The recovery-less recovery
“There’s no longer a puzzle about the jobless recovery. Latest GDP data say it was a recovery-less recovery,” writes economist Justin Wolfers. The missing piece was today’s Bureau of Economic Analysis report. The expected headline was that growth had slowed, and indeed it has: The economy grew at a annual rate of just 1.3 percent in the second quarter of this year. What wasn’t expected is that the BEA would go back and admit it’s been overestimating growth for the past three years. “For 2007-2010, real GDP decreased at an average annual rate of 0.3 percent; in the previously published estimates, real GDP had increased at an average annual rate of less than 0.1 percent.”
As Wolfers suggests, these numbers solve the mystery in the labor market. This isn’t about confidence or uncertainty or regulations or any of the other bankshot explanations we’ve been using to explain why unemployment seems stuck even as the economy rebounds. The economy isn’t rebounding. Demand isn’t returning. And without demand, there can’t be jobs.
If you dig into the BEA’s report, they say that the downward revisions were driven by “personal consumption expenditures,” “nonresidential fixed investment,” and “state and local government spending.” In other words, individuals, businesses and governments spent less than we thought, and so we grew more slowly than we thought.
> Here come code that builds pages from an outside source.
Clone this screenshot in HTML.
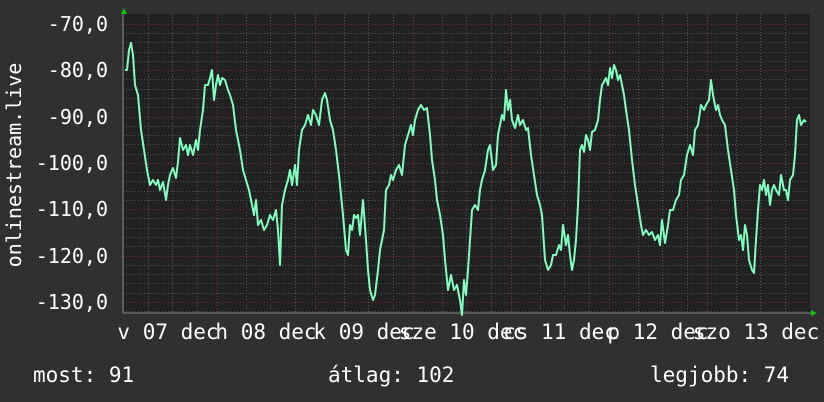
<!DOCTYPE html>
<html><head><meta charset="utf-8"><style>
body{margin:0;background:#303030;width:824px;height:402px;overflow:hidden;font-family:"DejaVu Sans Mono","Liberation Mono",monospace;}
svg{position:absolute;left:0;top:0}
</style></head><body>
<svg width="824" height="402" xmlns="http://www.w3.org/2000/svg" font-family="DejaVu Sans Mono, Liberation Mono, monospace" font-size="20" fill="#fff">
<rect x="0" y="0" width="824" height="402" fill="#303030"/>
<rect x="123" y="14" width="687" height="299" fill="#212121"/>
<g stroke="#555" stroke-width="1" stroke-dasharray="1,2">
<path d="M148.5 14V313M172.5 14V313M197.5 14V313M246.5 14V313M270.5 14V313M295.5 14V313M344.5 14V313M368.5 14V313M393.5 14V313M442.5 14V313M466.5 14V313M491.5 14V313M540.5 14V313M564.5 14V313M589.5 14V313M638.5 14V313M662.5 14V313M687.5 14V313M736.5 14V313M760.5 14V313M785.5 14V313"/>
<path d="M123 33.5H810M123 42.5H810M123 52.5H810M123 61.5H810M123 79.5H810M123 89.5H810M123 98.5H810M123 107.5H810M123 126.5H810M123 135.5H810M123 144.5H810M123 154.5H810M123 172.5H810M123 181.5H810M123 191.5H810M123 200.5H810M123 218.5H810M123 228.5H810M123 237.5H810M123 246.5H810M123 265.5H810M123 274.5H810M123 283.5H810M123 293.5H810M123 311.5H810"/>
</g>
<g stroke="#7a3535" stroke-width="1" stroke-dasharray="1,2">
<path d="M217.5 14V313M315.5 14V313M413.5 14V313M511.5 14V313M609.5 14V313M707.5 14V313"/>
<path d="M123 24.5H810M123 70.5H810M123 117.5H810M123 163.5H810M123 209.5H810M123 256.5H810M123 302.5H810"/>
</g>
<path d="M123 313H812M123 313V10" stroke="#888" stroke-width="1"/>
<path d="M121 14l3-6 3 6z" fill="#0c0"/>
<path d="M811 310l6 3-6 3z" fill="#0c0"/>
<polyline fill="none" stroke="#80ffc0" stroke-width="2" stroke-linejoin="round" points="125,70 127,70 129,50 131,43 133,55 135,85 138,95 141,130 144,150 147,170 150,185 153,180 156,185 158,180 160,190 163,182 166,200 168,185 170,175 173,168 176,178 178,162 180,138 183,150 186,145 188,155 190,145 193,155 196,140 198,150 200,130 203,110 205,85 208,85 210,78 212,70 214,100 216,85 218,75 220,85 222,78 225,80 228,90 230,95 233,105 236,130 240,150 243,170 246,180 249,190 252,205 254,215 256,200 258,225 261,220 264,230 267,225 270,215 273,220 276,210 278,230 280,265 282,205 285,190 288,180 290,170 292,185 295,165 297,185 299,150 302,130 305,125 308,115 311,125 313,110 316,115 319,125 322,100 325,93 327,100 330,120 333,130 336,150 339,175 341,195 343,215 346,250 348,255 350,225 352,230 354,215 356,218 358,215 360,235 363,200 366,240 368,270 370,290 373,300 375,295 378,270 380,250 382,240 384,230 386,190 389,185 391,175 393,180 396,170 399,165 402,175 405,145 408,135 411,125 413,135 415,120 418,110 421,105 424,110 427,108 430,135 432,160 435,180 437,200 440,215 443,235 445,260 448,290 451,275 454,290 457,285 460,300 462,315 464,280 466,295 468,270 472,210 475,205 478,210 480,190 482,180 485,170 488,150 490,145 493,170 496,165 498,135 500,125 502,115 504,120 506,90 508,110 510,100 512,120 515,128 518,115 520,125 523,120 526,130 528,128 531,155 534,175 537,195 540,205 542,215 545,260 548,270 551,265 553,255 556,255 559,245 561,250 563,225 566,245 568,235 570,255 572,270 574,260 576,240 578,205 580,150 582,145 584,152 586,135 588,140 590,150 592,132 595,130 598,120 600,100 602,85 604,82 606,78 608,85 610,68 612,78 614,65 616,70 618,80 620,75 622,85 624,95 626,110 629,130 632,160 635,185 638,205 641,225 643,235 646,230 649,235 652,232 655,240 658,235 660,245 662,220 665,243 668,225 670,210 673,210 676,200 679,195 681,180 684,175 687,155 690,145 693,155 695,130 698,125 701,105 704,110 706,105 709,100 711,80 713,95 716,110 718,105 720,115 722,120 725,125 728,150 731,170 734,190 736,215 739,240 741,235 743,250 745,225 747,235 749,260 752,270 754,273 756,240 758,210 760,185 762,190 764,180 766,195 768,185 770,205 772,190 774,185 776,190 779,195 781,175 784,190 786,190 788,200 790,180 793,175 795,155 797,120 799,115 801,125 804,120 806,122"/>
<g text-anchor="end">
<text x="108" y="31">-70,0</text>
<text x="108" y="77">-80,0</text>
<text x="108" y="124">-90,0</text>
<text x="108" y="170">-100,0</text>
<text x="108" y="216">-110,0</text>
<text x="108" y="263">-120,0</text>
<text x="108" y="309">-130,0</text>
</g>
<text transform="translate(21,165) rotate(-90)" text-anchor="middle">onlinestream.live</text>
<g text-anchor="middle" font-size="21">
<text x="168" y="339">v 07 dec</text>
<text x="266" y="339">h 08 dec</text>
<text x="364" y="339">k 09 dec</text>
<text x="462" y="339">sze 10 dec</text>
<text x="560" y="339">cs 11 dec</text>
<text x="658" y="339">p 12 dec</text>
<text x="756" y="339">szo 13 dec</text>
</g>
<g font-size="21">
<text x="33" y="382">most: 91</text>
<text x="328" y="382">átlag: 102</text>
<text x="650" y="382">legjobb: 74</text>
</g>
</svg>
</body></html>
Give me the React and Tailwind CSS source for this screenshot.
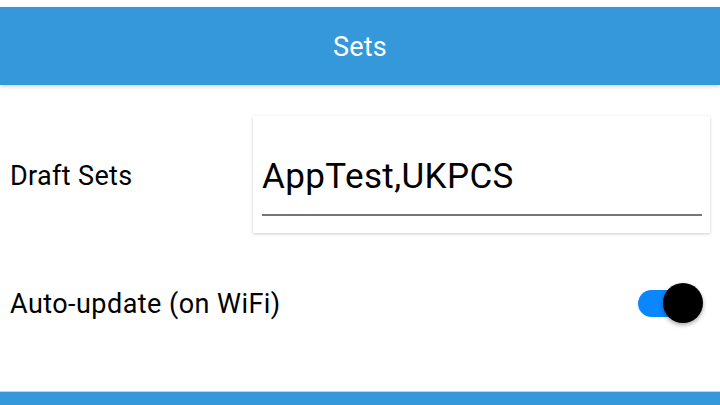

Which makes congressional dithering over the debt ceiling all the more infuriating. Republicans in Congress are threatening to manufacture an economic crisis unless they’re permitted to slash spending. Meanwhile, we’re in an economic crisis in which the main problem is too little spending. So the choice we’re being presented with is that we can either worsen an existing crisis or trigger a fresh one. With our leaders acting so irresponsibly, perhaps it’s no mystery why we’re having a recovery-less recovery, either.